## start COLLECTED DATA
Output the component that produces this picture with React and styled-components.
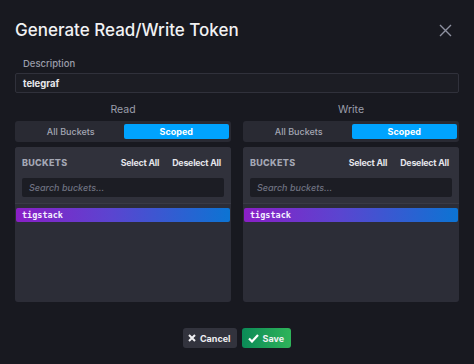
import styled, { createGlobalStyle } from 'styled-components';

const GlobalStyle = createGlobalStyle`
  html, body {
    margin: 0;
    padding: 0;
    background: #181920;
    font-family: Inter, "Noto Sans", sans-serif;
  }
`;

const Dialog = styled.div`
  width: 474px;
  height: 364px;
  box-sizing: border-box;
  padding: 0 15px;
  background: #181920;
  display: flex;
  flex-direction: column;
`;

const Header = styled.div`
  height: 56px;
  display: flex;
  align-items: center;
  justify-content: space-between;
  padding-top: 4px;
  box-sizing: border-box;
`;

const Title = styled.h1`
  margin: 0;
  font-size: 17px;
  font-weight: 500;
  color: #f1f1f3;
`;

const Close = styled.button`
  background: transparent;
  border: none;
  padding: 0;
  margin-right: 7px;
  width: 13px;
  height: 13px;
  display: flex;
  cursor: pointer;
`;

const Label = styled.div`
  font-size: 9.5px;
  font-weight: 500;
  color: #9b9eab;
  padding-left: 8px;
  margin-top: 2px;
  height: 15px;
`;

const TextInput = styled.div`
  height: 20px;
  box-sizing: border-box;
  border: 1px solid #30313b;
  border-radius: 2px;
  background: #1c1d24;
  color: #e8e8ec;
  font-size: 9.5px;
  font-weight: 700;
  display: flex;
  align-items: center;
  padding-left: 7px;
`;

const Columns = styled.div`
  display: grid;
  grid-template-columns: 1fr 1fr;
  gap: 12px;
  margin-top: 8px;
`;

const Column = styled.div`
  display: flex;
  flex-direction: column;
`;

const ColumnTitle = styled.div`
  text-align: center;
  font-size: 10.5px;
  color: #9b9eab;
  height: 20px;
  line-height: 18px;
`;

const Toggle = styled.div`
  height: 21px;
  box-sizing: border-box;
  background: #292a33;
  border-radius: 3px;
  padding: 3px 2px 3px 3px;
  display: grid;
  grid-template-columns: 1fr 1fr;
`;

const ToggleOption = styled.div`
  display: flex;
  align-items: center;
  justify-content: center;
  border-radius: 2px;
  font-size: 9px;
  font-weight: ${(p) => (p.$active ? 700 : 500)};
  color: ${(p) => (p.$active ? '#ffffff' : '#a4a7b4')};
  background: ${(p) => (p.$active ? '#00a3ff' : 'transparent')};
`;

const Panel = styled.div`
  margin-top: 5px;
  height: 155px;
  background: #2c2d37;
  border-radius: 3px;
  display: flex;
  flex-direction: column;
`;

const PanelTop = styled.div`
  background: #30313b;
  border-radius: 3px 3px 0 0;
  padding: 0 7px 6px;
  border-bottom: 1px solid #393a45;
`;

const PanelHeader = styled.div`
  height: 31px;
  display: flex;
  align-items: center;
  gap: 13px;
  padding-right: 3px;
`;

const PanelTitle = styled.span`
  flex: 1;
  font-size: 9px;
  font-weight: 800;
  color: #a4a7b4;
  letter-spacing: 0.3px;
`;

const LinkButton = styled.span`
  font-size: 8.8px;
  font-weight: 700;
  color: #e4e5ea;
  letter-spacing: -0.2px;
`;

const Search = styled.div`
  height: 19px;
  background: #1c1d24;
  border-radius: 2px;
  display: flex;
  align-items: center;
  padding-left: 7px;
  font-size: 9px;
  font-style: italic;
  font-weight: 500;
  color: #6f7281;
`;

const BucketRow = styled.div`
  margin: 4px 1px 0;
  height: 14px;
  border-radius: 2px;
  background: linear-gradient(90deg, #8a1fc6 0%, #5a45d0 45%, #0c74d3 100%);
  display: flex;
  align-items: center;
  padding-left: 6px;
  font-family: "DejaVu Sans Mono", "Liberation Mono", monospace;
  font-size: 8.5px;
  font-weight: 700;
  color: #f4f0ff;
`;

const Footer = styled.div`
  margin-top: 26px;
  display: flex;
  justify-content: center;
  gap: 5px;
`;

const Button = styled.button`
  height: 20px;
  border: none;
  border-radius: 3px;
  display: flex;
  align-items: center;
  gap: 4px;
  padding: 0 ${(p) => (p.$primary ? '7px' : '6px')} 0 ${(p) => (p.$primary ? '6px' : '5px')};
  font-family: Inter, "Noto Sans", sans-serif;
  font-size: 9px;
  font-weight: 700;
  color: #f0f0f3;
  background: ${(p) =>
    p.$primary ? 'linear-gradient(90deg, #0b8a57 0%, #2fb45a 100%)' : '#32333d'};
`;

function CloseIcon() {
  return (
    <svg width="13" height="13" viewBox="0 0 13 13">
      <path d="M1 1L12 12M12 1L1 12" stroke="#8e91a0" strokeWidth="1.4" />
    </svg>
  );
}

function XIcon() {
  return (
    <svg width="8" height="8" viewBox="0 0 8 8">
      <path d="M1 1L7 7M7 1L1 7" stroke="#f0f0f3" strokeWidth="2" />
    </svg>
  );
}

function CheckIcon() {
  return (
    <svg width="11" height="9" viewBox="0 0 11 9">
      <path d="M1 4.5L4 7.5L10 1" stroke="#ffffff" strokeWidth="2.2" fill="none" />
    </svg>
  );
}

function BucketColumn({ title }) {
  return (
    <Column>
      <ColumnTitle>{title}</ColumnTitle>
      <Toggle>
        <ToggleOption>All Buckets</ToggleOption>
        <ToggleOption $active>Scoped</ToggleOption>
      </Toggle>
      <Panel>
        <PanelTop>
          <PanelHeader>
            <PanelTitle>BUCKETS</PanelTitle>
            <LinkButton>Select All</LinkButton>
            <LinkButton>Deselect All</LinkButton>
          </PanelHeader>
          <Search>Search buckets...</Search>
        </PanelTop>
        <BucketRow>tigstack</BucketRow>
      </Panel>
    </Column>
  );
}

export default function App() {
  return (
    <>
      <GlobalStyle />
      <Dialog>
        <Header>
          <Title>Generate Read/Write Token</Title>
          <Close>
            <CloseIcon />
          </Close>
        </Header>
        <Label>Description</Label>
        <TextInput>telegraf</TextInput>
        <Columns>
          <BucketColumn title="Read" />
          <BucketColumn title="Write" />
        </Columns>
        <Footer>
          <Button>
            <XIcon />
            Cancel
          </Button>
          <Button $primary>
            <CheckIcon />
            Save
          </Button>
        </Footer>
      </Dialog>
    </>
  );
}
## end COLLECTED DATA
* [REQUIRED TASK]:
Your copy of the data above should match it exactly, except that pictures are left out.

* [TASK RESPONSE]:
Output the component that produces this picture with React and styled-components.
import styled, { createGlobalStyle } from 'styled-components';

const GlobalStyle = createGlobalStyle`
  html, body {
    margin: 0;
    padding: 0;
    background: #181920;
    font-family: Inter, "Noto Sans", sans-serif;
  }
`;

const Dialog = styled.div`
  width: 474px;
  height: 364px;
  box-sizing: border-box;
  padding: 0 15px;
  background: #181920;
  display: flex;
  flex-direction: column;
`;

const Header = styled.div`
  height: 56px;
  display: flex;
  align-items: center;
  justify-content: space-between;
  padding-top: 4px;
  box-sizing: border-box;
`;

const Title = styled.h1`
  margin: 0;
  font-size: 17px;
  font-weight: 500;
  color: #f1f1f3;
`;

const Close = styled.button`
  background: transparent;
  border: none;
  padding: 0;
  margin-right: 7px;
  width: 13px;
  height: 13px;
  display: flex;
  cursor: pointer;
`;

const Label = styled.div`
  font-size: 9.5px;
  font-weight: 500;
  color: #9b9eab;
  padding-left: 8px;
  margin-top: 2px;
  height: 15px;
`;

const TextInput = styled.div`
  height: 20px;
  box-sizing: border-box;
  border: 1px solid #30313b;
  border-radius: 2px;
  background: #1c1d24;
  color: #e8e8ec;
  font-size: 9.5px;
  font-weight: 700;
  display: flex;
  align-items: center;
  padding-left: 7px;
`;

const Columns = styled.div`
  display: grid;
  grid-template-columns: 1fr 1fr;
  gap: 12px;
  margin-top: 8px;
`;

const Column = styled.div`
  display: flex;
  flex-direction: column;
`;

const ColumnTitle = styled.div`
  text-align: center;
  font-size: 10.5px;
  color: #9b9eab;
  height: 20px;
  line-height: 18px;
`;

const Toggle = styled.div`
  height: 21px;
  box-sizing: border-box;
  background: #292a33;
  border-radius: 3px;
  padding: 3px 2px 3px 3px;
  display: grid;
  grid-template-columns: 1fr 1fr;
`;

const ToggleOption = styled.div`
  display: flex;
  align-items: center;
  justify-content: center;
  border-radius: 2px;
  font-size: 9px;
  font-weight: ${(p) => (p.$active ? 700 : 500)};
  color: ${(p) => (p.$active ? '#ffffff' : '#a4a7b4')};
  background: ${(p) => (p.$active ? '#00a3ff' : 'transparent')};
`;

const Panel = styled.div`
  margin-top: 5px;
  height: 155px;
  background: #2c2d37;
  border-radius: 3px;
  display: flex;
  flex-direction: column;
`;

const PanelTop = styled.div`
  background: #30313b;
  border-radius: 3px 3px 0 0;
  padding: 0 7px 6px;
  border-bottom: 1px solid #393a45;
`;

const PanelHeader = styled.div`
  height: 31px;
  display: flex;
  align-items: center;
  gap: 13px;
  padding-right: 3px;
`;

const PanelTitle = styled.span`
  flex: 1;
  font-size: 9px;
  font-weight: 800;
  color: #a4a7b4;
  letter-spacing: 0.3px;
`;

const LinkButton = styled.span`
  font-size: 8.8px;
  font-weight: 700;
  color: #e4e5ea;
  letter-spacing: -0.2px;
`;

const Search = styled.div`
  height: 19px;
  background: #1c1d24;
  border-radius: 2px;
  display: flex;
  align-items: center;
  padding-left: 7px;
  font-size: 9px;
  font-style: italic;
  font-weight: 500;
  color: #6f7281;
`;

const BucketRow = styled.div`
  margin: 4px 1px 0;
  height: 14px;
  border-radius: 2px;
  background: linear-gradient(90deg, #8a1fc6 0%, #5a45d0 45%, #0c74d3 100%);
  display: flex;
  align-items: center;
  padding-left: 6px;
  font-family: "DejaVu Sans Mono", "Liberation Mono", monospace;
  font-size: 8.5px;
  font-weight: 700;
  color: #f4f0ff;
`;

const Footer = styled.div`
  margin-top: 26px;
  display: flex;
  justify-content: center;
  gap: 5px;
`;

const Button = styled.button`
  height: 20px;
  border: none;
  border-radius: 3px;
  display: flex;
  align-items: center;
  gap: 4px;
  padding: 0 ${(p) => (p.$primary ? '7px' : '6px')} 0 ${(p) => (p.$primary ? '6px' : '5px')};
  font-family: Inter, "Noto Sans", sans-serif;
  font-size: 9px;
  font-weight: 700;
  color: #f0f0f3;
  background: ${(p) =>
    p.$primary ? 'linear-gradient(90deg, #0b8a57 0%, #2fb45a 100%)' : '#32333d'};
`;

function CloseIcon() {
  return (
    <svg width="13" height="13" viewBox="0 0 13 13">
      <path d="M1 1L12 12M12 1L1 12" stroke="#8e91a0" strokeWidth="1.4" />
    </svg>
  );
}

function XIcon() {
  return (
    <svg width="8" height="8" viewBox="0 0 8 8">
      <path d="M1 1L7 7M7 1L1 7" stroke="#f0f0f3" strokeWidth="2" />
    </svg>
  );
}

function CheckIcon() {
  return (
    <svg width="11" height="9" viewBox="0 0 11 9">
      <path d="M1 4.5L4 7.5L10 1" stroke="#ffffff" strokeWidth="2.2" fill="none" />
    </svg>
  );
}

function BucketColumn({ title }) {
  return (
    <Column>
      <ColumnTitle>{title}</ColumnTitle>
      <Toggle>
        <ToggleOption>All Buckets</ToggleOption>
        <ToggleOption $active>Scoped</ToggleOption>
      </Toggle>
      <Panel>
        <PanelTop>
          <PanelHeader>
            <PanelTitle>BUCKETS</PanelTitle>
            <LinkButton>Select All</LinkButton>
            <LinkButton>Deselect All</LinkButton>
          </PanelHeader>
          <Search>Search buckets...</Search>
        </PanelTop>
        <BucketRow>tigstack</BucketRow>
      </Panel>
    </Column>
  );
}

export default function App() {
  return (
    <>
      <GlobalStyle />
      <Dialog>
        <Header>
          <Title>Generate Read/Write Token</Title>
          <Close>
            <CloseIcon />
          </Close>
        </Header>
        <Label>Description</Label>
        <TextInput>telegraf</TextInput>
        <Columns>
          <BucketColumn title="Read" />
          <BucketColumn title="Write" />
        </Columns>
        <Footer>
          <Button>
            <XIcon />
            Cancel
          </Button>
          <Button $primary>
            <CheckIcon />
            Save
          </Button>
        </Footer>
      </Dialog>
    </>
  );
}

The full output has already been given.